The court noted that, under the FLSA, an employee must be paid for time worked that the employer knew or should have known the employee worked, not could have known. If an employee deliberately prevents his employer from learning of his overtime, such as by not accurately reporting his hours worked, the employer cannot be held to have violated the FLSA.
With regard to IBM, the court found that Zhou could not demonstrate that his managers at IBM knew or should have known the extent to which he worked overtime. The record showed that IBM directed Zhou and others to report all hours worked, with no exceptions. The court noted that IBM maintained a system for reporting regular and overtime hours and Zhou regularly received overtime using that system. The court found no evidence suggesting that IBM should have known that he worked hours in addition to those he regularly claimed. If the court were to accept Zhou’s claims of underpayment of under-reported overtime, this would relieve Zhou of his responsibility to comply with his employers’ policies regarding the reporting of overtime. There was no evidence that IBM encouraged Zhou to under-report his hours worked. Based on these findings, the court granted judgment to the joint employers.
Joint Employment Update: On June 7, 2017, the U.S. Department of Labor (USDOL), under new Secretary of Labor Alexander Acosta, announced the withdrawal of the USDOL’s 2016 guidance on joint employment under the FLSA. The 2016 guidance opined that a company and its contractor were joint employers even when they did not both exert control over workers’ terms and conditions of employment. The 2016 guidance supported finding that joint employment exists in the vast majority of cases. The effect of the USDOL’s new action is that employers will be subject to the same standards they were previously regarding joint employment, as reflected in the long-standing FLSA regulations and case law. Courts in different areas of the country have adopted slightly different legal standards with respect to what constitutes joint employment under the FLSA, including the following:
5th Circuit (including Mississippi): The economic realities of the relationship between employers are examined, including (1) the power to hire/fire, (2) supervision and control over employee work schedules or conditions of employment, (3) rate and method of pay determination, and (4) maintenance of personnel records.

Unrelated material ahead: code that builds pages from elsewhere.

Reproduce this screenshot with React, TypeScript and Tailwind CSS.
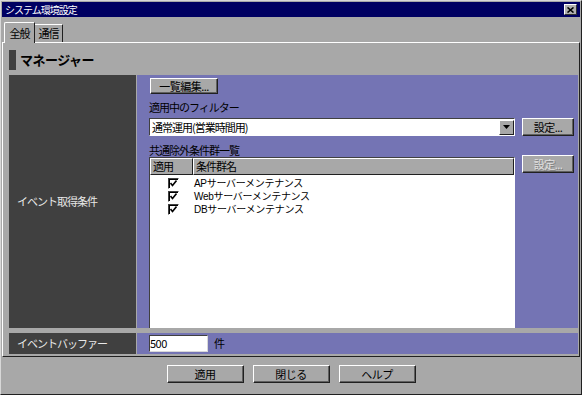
import React from "react";

const font = { fontFamily: '"Noto Sans CJK JP", "Noto Sans", sans-serif' };
const rowFont = { fontFamily: '"Liberation Sans", "Noto Sans CJK JP", sans-serif' };

function WinButton({
  children,
  className = "",
  disabled = false,
}: {
  children: React.ReactNode;
  className?: string;
  disabled?: boolean;
}) {
  return (
    <div
      className={`flex items-center justify-center bg-[#a8a8a8] border border-t-white border-l-white border-r-[#202020] border-b-[#202020] shadow-[inset_-1px_-1px_0_#606060] text-[11px] tracking-[-0.5px] leading-none ${
        disabled ? "text-[#e0e0e0] [text-shadow:1px_1px_0_#808080]" : "text-black"
      } ${className}`}
    >
      {children}
    </div>
  );
}

function Check() {
  return (
    <div className="w-[11px] h-[11px] bg-white border border-t-[#404040] border-l-[#404040] border-r-white border-b-white shadow-[inset_1px_1px_0_#000] flex items-center justify-center">
      <svg width="7" height="7" viewBox="0 0 7 7">
        <path d="M0.5 3 L2.5 5.5 L6.5 0.5" stroke="#000" strokeWidth="1.6" fill="none" />
      </svg>
    </div>
  );
}

const rows = ["APサーバーメンテナンス", "Webサーバーメンテナンス", "DBサーバーメンテナンス"];

export default function App() {
  return (
    <div
      style={font}
      className="w-[582px] h-[395px] bg-[#a8a8a8] border border-t-[#d8d8d8] border-l-[#d8d8d8] border-r-[#202020] border-b-[#202020] flex flex-col overflow-hidden text-[11px] tracking-[-1px]"
    >
      {/* title bar */}
      <div className="mx-[1px] mt-[1px] h-[15px] bg-[#000062] flex items-center justify-between pl-[3px] pr-[3px]">
        <span className="text-white text-[10px] tracking-[-1px] leading-none">システム環境設定</span>
        <div className="w-[13px] h-[11px] bg-[#b0b0b0] border border-t-white border-l-white border-r-[#303030] border-b-[#303030] flex items-center justify-center">
          <svg width="7" height="6" viewBox="0 0 7 6">
            <path d="M0.5 0.5 L6.5 5.5 M6.5 0.5 L0.5 5.5" stroke="#000" strokeWidth="1.6" />
          </svg>
        </div>
      </div>

      {/* tabs */}
      <div className="flex items-end pl-[3px] mt-[5px] h-[20px]">
        <div className="relative z-10 w-[31px] h-[21px] -mb-[1px] bg-[#a8a8a8] border border-b-0 border-t-white border-l-white border-r-[#202020] rounded-tl-[2px] flex items-center justify-center">
          全般
        </div>
        <div className="w-[28px] h-[18px] border border-b-0 border-t-white border-l-0 border-r-[#202020] flex items-center justify-center">
          通信
        </div>
      </div>

      {/* tab panel */}
      <div className="mx-[1px] h-[315px] border border-t-white border-l-white border-r-[#202020] border-b-[#202020] px-[6px] pt-[6px] flex flex-col">
        <div className="flex items-center h-[21px] gap-[4px]">
          <div className="w-[7px] h-[20px] bg-[#404040]" />
          <span className="text-[13px] font-bold tracking-[-0.5px]">マネージャー</span>
        </div>

        <div className="mt-[5px] grid grid-cols-[127px_1fr] gap-x-[1px] gap-y-[5px]">
          <div className="bg-[#404040] h-[253px] flex items-center pl-[8px] text-[#e8e8e8]">
            イベント取得条件
          </div>
          <div className="bg-[#7474b4] h-[253px] pl-[12px] pr-[4px] pt-[3px] flex flex-col">
            <WinButton className="w-[68px] h-[17px] ml-[1px]">一覧編集...</WinButton>
            <div className="mt-[7px] h-[13px] leading-[13px]">適用中のフィルター</div>
            <div className="mt-[4px] flex gap-[7px]">
              <div className="w-[366px] h-[18px] bg-white border border-t-[#404040] border-l-[#404040] border-r-white border-b-white flex items-center justify-between">
                <span className="pl-[2px] leading-none">通常運用(営業時間用)</span>
                <div className="w-[15px] h-[15px] bg-[#a8a8a8] border border-t-white border-l-white border-r-[#202020] border-b-[#202020] flex items-center justify-center">
                  <svg width="7" height="4" viewBox="0 0 7 4">
                    <path d="M0 0 H7 L3.5 4 Z" fill="#000" />
                  </svg>
                </div>
              </div>
              <WinButton className="w-[52px] h-[18px]">設定...</WinButton>
            </div>
            <div className="mt-[8px] h-[13px] leading-[13px]">共通除外条件群一覧</div>
            <div className="mt-[-2px] flex gap-[7px] flex-1 items-start">
              <div className="w-[366px] mt-[2px] h-[171px] bg-white border border-t-[#404040] border-l-[#404040] border-r-white border-b-0 flex flex-col">
                <div className="flex h-[17px] shrink-0">
                  <div className="w-[43px] bg-[#a8a8a8] border border-t-white border-l-white border-r-[#202020] border-b-[#202020] flex items-center pl-[2px] leading-none">
                    適用
                  </div>
                  <div className="flex-1 bg-[#a8a8a8] border border-t-white border-l-white border-r-[#202020] border-b-[#202020] flex items-center pl-[2px] leading-none">
                    条件群名
                  </div>
                </div>
                <div className="pt-[2px] flex flex-col">
                  {rows.map((r) => (
                    <div key={r} className="flex items-center h-[13px]">
                      <div className="w-[43px] flex justify-center pl-[3px]">
                        <Check />
                      </div>
                      <span style={rowFont} className="pl-[1px] text-[10px] tracking-[-0.3px] leading-[12px]">
                        {r}
                      </span>
                    </div>
                  ))}
                </div>
              </div>
              <WinButton disabled className="w-[52px] h-[18px]">
                設定...
              </WinButton>
            </div>
          </div>

          <div className="bg-[#404040] h-[21px] flex items-center pl-[8px] text-[#e8e8e8]">
            イベントバッファー
          </div>
          <div className="bg-[#7474b4] h-[21px] pl-[12px] flex items-center gap-[6px]">
            <div className="w-[59px] h-[17px] bg-white border border-t-[#404040] border-l-[#404040] border-r-[#d8d8d8] border-b-[#d8d8d8] flex items-center leading-none tracking-[-0.5px]">
              500
            </div>
            <span>件</span>
          </div>
        </div>
      </div>

      {/* bottom buttons */}
      <div className="flex justify-center gap-[9px] mt-[8px]">
        <WinButton className="w-[77px] h-[18px]">適用</WinButton>
        <WinButton className="w-[77px] h-[18px]">閉じる</WinButton>
        <WinButton className="w-[77px] h-[18px]">ヘルプ</WinButton>
      </div>
    </div>
  );
}
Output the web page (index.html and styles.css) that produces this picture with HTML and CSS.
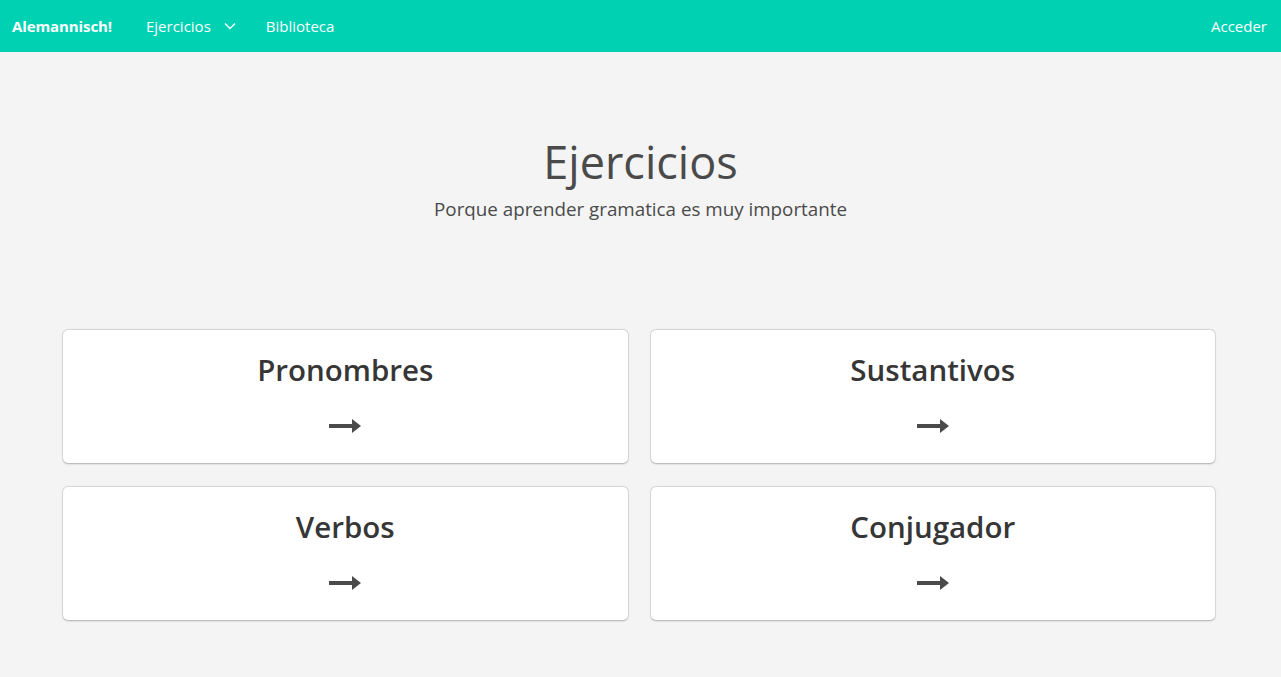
FILE: index.html
```html
<!DOCTYPE html>
<html lang="es">
<head>
<meta charset="utf-8">
<title>Alemannisch!</title>
<link rel="stylesheet" href="styles.css">
</head>
<body>
<nav class="navbar">
  <div class="nav-start">
    <a class="brand">Alemannisch!</a>
    <a class="nav-item">Ejercicios
      <svg class="chev" width="12" height="8" viewBox="0 0 12 8"><path d="M1 1.5 L6 6.5 L11 1.5" fill="none" stroke="#fff" stroke-width="1.3"/></svg>
    </a>
    <a class="nav-item">Biblioteca</a>
  </div>
  <div class="nav-end">
    <a class="nav-item">Acceder</a>
  </div>
</nav>
<section class="hero">
  <h1 class="title">Ejercicios</h1>
  <h2 class="subtitle">Porque aprender gramatica es muy importante</h2>
</section>
<section class="cards">
  <div class="card"><h3 class="card-title">Pronombres</h3><svg class="arrow" width="32" height="14" viewBox="0 0 32 14"><rect x="0" y="5" width="24" height="4" fill="#4a4a4a"/><path d="M23 0 L32 7 L23 14 Z" fill="#4a4a4a"/></svg></div>
  <div class="card"><h3 class="card-title">Sustantivos</h3><svg class="arrow" width="32" height="14" viewBox="0 0 32 14"><rect x="0" y="5" width="24" height="4" fill="#4a4a4a"/><path d="M23 0 L32 7 L23 14 Z" fill="#4a4a4a"/></svg></div>
  <div class="card"><h3 class="card-title">Verbos</h3><svg class="arrow" width="32" height="14" viewBox="0 0 32 14"><rect x="0" y="5" width="24" height="4" fill="#4a4a4a"/><path d="M23 0 L32 7 L23 14 Z" fill="#4a4a4a"/></svg></div>
  <div class="card"><h3 class="card-title">Conjugador</h3><svg class="arrow" width="32" height="14" viewBox="0 0 32 14"><rect x="0" y="5" width="24" height="4" fill="#4a4a4a"/><path d="M23 0 L32 7 L23 14 Z" fill="#4a4a4a"/></svg></div>
</section>
</body>
</html>
```
FILE: styles.css
```css
* { box-sizing: border-box; }
html, body { margin: 0; padding: 0; }
body {
  background: #f4f4f4;
  font-family: "Open Sans", "Noto Sans", sans-serif;
  color: #4a4a4a;
  height: 677px;
  overflow: hidden;
}
.navbar {
  height: 52px;
  background: #00d1b2;
  display: flex;
  justify-content: space-between;
  align-items: center;
  padding: 0 14px 0 12px;
  color: #fff;
  font-size: 15px;
}
.nav-start { display: flex; align-items: center; }
.brand { font-weight: 700; margin-right: 34px; letter-spacing: -0.1px; }
.nav-item { display: flex; align-items: center; margin-right: 30px; }
.nav-end .nav-item { margin-right: 0; }
.chev { margin-left: 13px; }
.hero {
  display: flex;
  flex-direction: column;
  align-items: center;
  padding-top: 82px;
  height: 278px;
}
.title {
  margin: 0;
  font-size: 45px;
  font-weight: 400;
  line-height: 56px;
  color: #4a4a4a;
}
.subtitle {
  margin: 6px 0 0;
  font-size: 18.8px;
  font-weight: 400;
  line-height: 26px;
  color: #4a4a4a;
}
.cards {
  width: 1152px;
  margin-left: 63px;
  display: grid;
  grid-template-columns: 1fr 1fr;
  gap: 24px 23px;
}
.card {
  background: #fff;
  height: 133px;
  border-radius: 5px;
  box-shadow: 0 0.5px 2px rgba(10,10,10,0.25), 0 0 0 1px rgba(10,10,10,0.06);
  display: flex;
  flex-direction: column;
  align-items: center;
  padding-top: 20px;
}
.card-title {
  margin: 0;
  font-size: 29.5px;
  font-weight: 600;
  line-height: 40px;
  color: #363636;
}
.arrow { margin-top: 29px; }
```
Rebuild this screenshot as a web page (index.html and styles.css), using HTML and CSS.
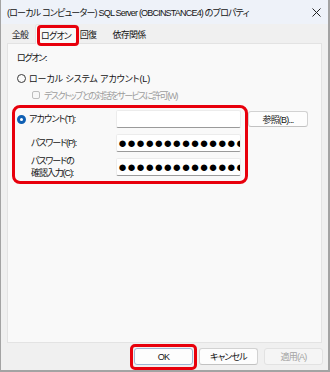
FILE: index.html
```html
<!DOCTYPE html>
<html lang="ja">
<head>
<meta charset="utf-8">
<link rel="stylesheet" href="styles.css">
</head>
<body>
<div class="window">
  <div class="titlebar">
    <span class="title">(ローカル コンピューター) SQL Server (OBCINSTANCE4) のプロパティ</span>
    <svg class="close" width="9" height="9" viewBox="0 0 9 9"><path d="M0.5 0.5 L8.5 8.5 M8.5 0.5 L0.5 8.5" stroke="#222" stroke-width="1"/></svg>
  </div>
  <div class="tabs">
    <div class="tab t1">全般</div>
    <div class="tab t2 active">ログオン</div>
    <div class="tab t3">回復</div>
    <div class="tab t4">依存関係</div>
  </div>
  <div class="panel">
    <div class="heading">ログオン:</div>
    <div class="opt"><span class="radio"></span><span class="wide">ローカル システム アカウント(L)</span></div>
    <div class="opt check-row disabled"><span class="check"></span><span class="narrow">デスクトップとの対話をサービスに許可(W)</span></div>
    <div class="grid">
      <div class="lbl"><span class="radio on"></span><span>アカウント(T):</span></div>
      <div class="field"></div>
      <div class="btn browse">参照(B)...</div>
      <div class="lbl indent">パスワード(P):</div>
      <div class="field pw">●●●●●●●●●●●●●●●●●●</div>
      <div></div>
      <div class="lbl indent two">パスワードの<br>確認入力(C):</div>
      <div class="field pw">●●●●●●●●●●●●●●●●●●</div>
      <div></div>
    </div>
  </div>
  <div class="footer">
    <div class="btn fbtn default">OK</div>
    <div class="btn fbtn">キャンセル</div>
    <div class="btn fbtn dis">適用(A)</div>
  </div>
  <div class="hl hl-tab"></div>
  <div class="hl hl-account"></div>
  <div class="hl hl-ok"></div>
</div>
</body>
</html>
```
FILE: styles.css
```css
* { box-sizing: border-box; }
html, body { margin: 0; padding: 0; }
body {
  width: 330px;
  height: 372px;
  background: #f0f0f0;
  font-family: "Liberation Sans", "Noto Sans CJK JP", sans-serif;
  font-feature-settings: "palt";
  font-size: 9px;
  letter-spacing: -0.8px;
  color: #141414;
}
.window {
  position: relative;
  width: 330px;
  height: 372px;
  background: #f0f0f0;
  border-left: 1px solid #a3a3a3;
  border-right: 2px solid #a3a3a3;
  border-bottom: 2px solid #a3a3a3;
  display: flex;
  flex-direction: column;
}
.titlebar {
  height: 24px;
  background: #eef2f9;
  display: flex;
  align-items: center;
  padding-left: 6px;
  padding-right: 7px;
  flex-shrink: 0;
}
.title {
  flex: 1;
  white-space: nowrap;
}
.close { display: block; }
.tabs {
  height: 19px;
  display: flex;
  align-items: stretch;
  padding-left: 4px;
  flex-shrink: 0;
}
.tab {
  display: flex;
  align-items: center;
  justify-content: center;
  padding-top: 2px;
}
.t1 { width: 30px; }
.t2 { width: 42px; }
.t3 { width: 22px; }
.t4 { width: 60px; }
.tab.active {
  background: #f9f9f9;
  border: 1px solid #e3e3e3;
  border-bottom: none;
  border-radius: 3px 3px 0 0;
  position: relative;
  z-index: 1;
  margin-bottom: -1px;
}
.panel {
  margin-left: 6px;
  width: 315px;
  height: 300px;
  background: #f9f9f9;
  border: 1px solid #e3e3e3;
  padding: 8px 9px;
  flex-shrink: 0;
}
.heading { height: 12px; line-height: 12px; letter-spacing: -1.3px; }
.opt {
  height: 12px;
  margin-top: 8px;
  display: flex;
  align-items: center;
  gap: 3px;
}
.wide { letter-spacing: -0.1px; }
.narrow { letter-spacing: -1.5px; }
.check-row { margin-top: 5px; padding-left: 15px; gap: 4px; }
.disabled { color: #9d9d9d; }
.radio {
  width: 9px;
  height: 9px;
  border-radius: 50%;
  border: 1px solid #3a3a3a;
  background: #fbfbfb;
  flex-shrink: 0;
}
.radio.on {
  border: 3px solid #0f5fb3;
  background: #fff;
}
.check {
  width: 8px;
  height: 8px;
  border: 1px solid #bdbdbd;
  border-radius: 2px;
  background: #f7f7f7;
}
.grid {
  margin-top: 9px;
  display: grid;
  grid-template-columns: 92px 125px 60px;
  column-gap: 7px;
  row-gap: 6px;
  grid-auto-rows: 18px;
  align-items: center;
}
.lbl {
  display: flex;
  align-items: center;
  gap: 3px;
  line-height: 12px;
}
.lbl.indent { padding-left: 14px; letter-spacing: -1.1px; }
.lbl.two { display: block; }
.field {
  height: 18px;
  background: #fff;
  border: 1px solid #ececec;
  border-bottom: 1px solid #9a9a9a;
  border-radius: 2px;
}
.pw {
  font-family: "Liberation Sans", Arial, sans-serif;
  font-feature-settings: normal;
  font-size: 15px;
  letter-spacing: 0;
  line-height: 16px;
  padding-left: 1px;
  overflow: hidden;
  white-space: nowrap;
  color: #000;
}
.btn {
  background: #fdfdfd;
  border: 1px solid #d2d2d2;
  border-bottom-color: #c2c2c2;
  border-radius: 3px;
  display: flex;
  align-items: center;
  justify-content: center;
}
.browse { height: 16px; }
.footer {
  display: flex;
  justify-content: flex-end;
  gap: 6px;
  padding-right: 5px;
  margin-top: 5px;
}
.fbtn { width: 59px; height: 17px; }
.fbtn.default { border-color: #9fb6d3; }
.fbtn.dis { background: #f5f5f5; border-color: #e2e2e2; color: #a3a3a3; }
.hl {
  position: absolute;
  border: 3px solid #e8000c;
  border-radius: 6px;
  pointer-events: none;
  z-index: 5;
}
.hl-tab { left: 36px; top: 25px; width: 42px; height: 21px; border-radius: 4px; }
.hl-account { left: 11px; top: 105px; width: 236px; height: 79px; border-radius: 8px; }
.hl-ok { left: 129px; top: 344px; width: 67px; height: 26px; border-radius: 5px; }
```
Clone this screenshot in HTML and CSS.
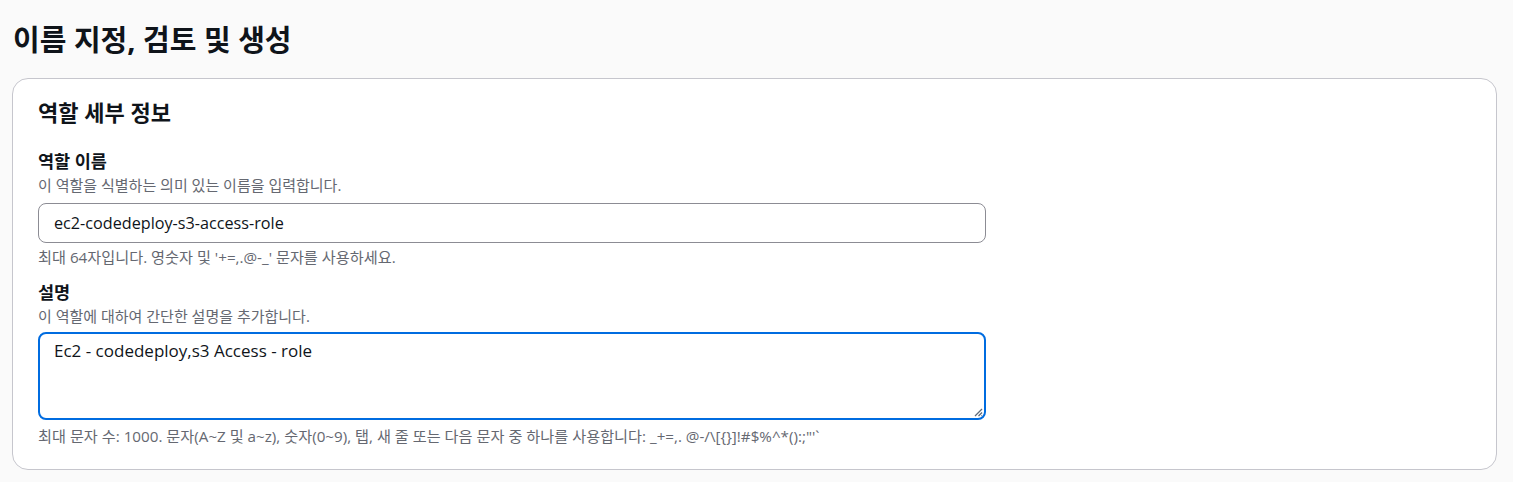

6th Circuit (including Tennessee and Kentucky): The Sixth Circuit has used two tests to determine joint employment status. Under the “economic reality” test, courts review: (1) the permanency of the relationship between the parties; (2) the degree of skill required for the rendering of the services; (3) the worker’s investment in equipment or materials for the work; (4) the worker’s opportunity for profit or loss, depending upon his/her skill; (5) the degree of the alleged employer’s right to control the manner in which the work is performed; and (6) whether the work performed is an integral part of the alleged employer’s business. Under the second “joint employment” test, courts review (1) the interrelation of operations between the companies, (2) common management, (3) centralized control of labor relations, and (4) common ownership.
8th Circuit (including Arkansas): Although the Eighth Circuit has not yet identified a definitive test to determine joint employer status, four factors are typically examined by courts to make this determination, whether the employer: (1) had the power to hire and fire; (2) supervised and controlled work schedules or conditions of employment; (3) determined the rate and method of payment; and (4) maintained plaintiff’s employment records.
11th Circuit (including Alabama and Georgia): The economic realities of the relationship between employers are examined, including (1) the nature and degree of control over the workers; (2) the degree of supervision, direct or indirect, of the work; (3) the power to determine the pay rates or the methods of payment of the workers; (4) the right, directly or indirectly, to hire, fire, or modify the employment conditions of the works; (5) the preparation of payroll and the payment of wages; (6) the ownership of the facilities where work occurred; (7) the performance of a specialty job integral to the business; and (8) the relative investments of the purported employer and the contractor.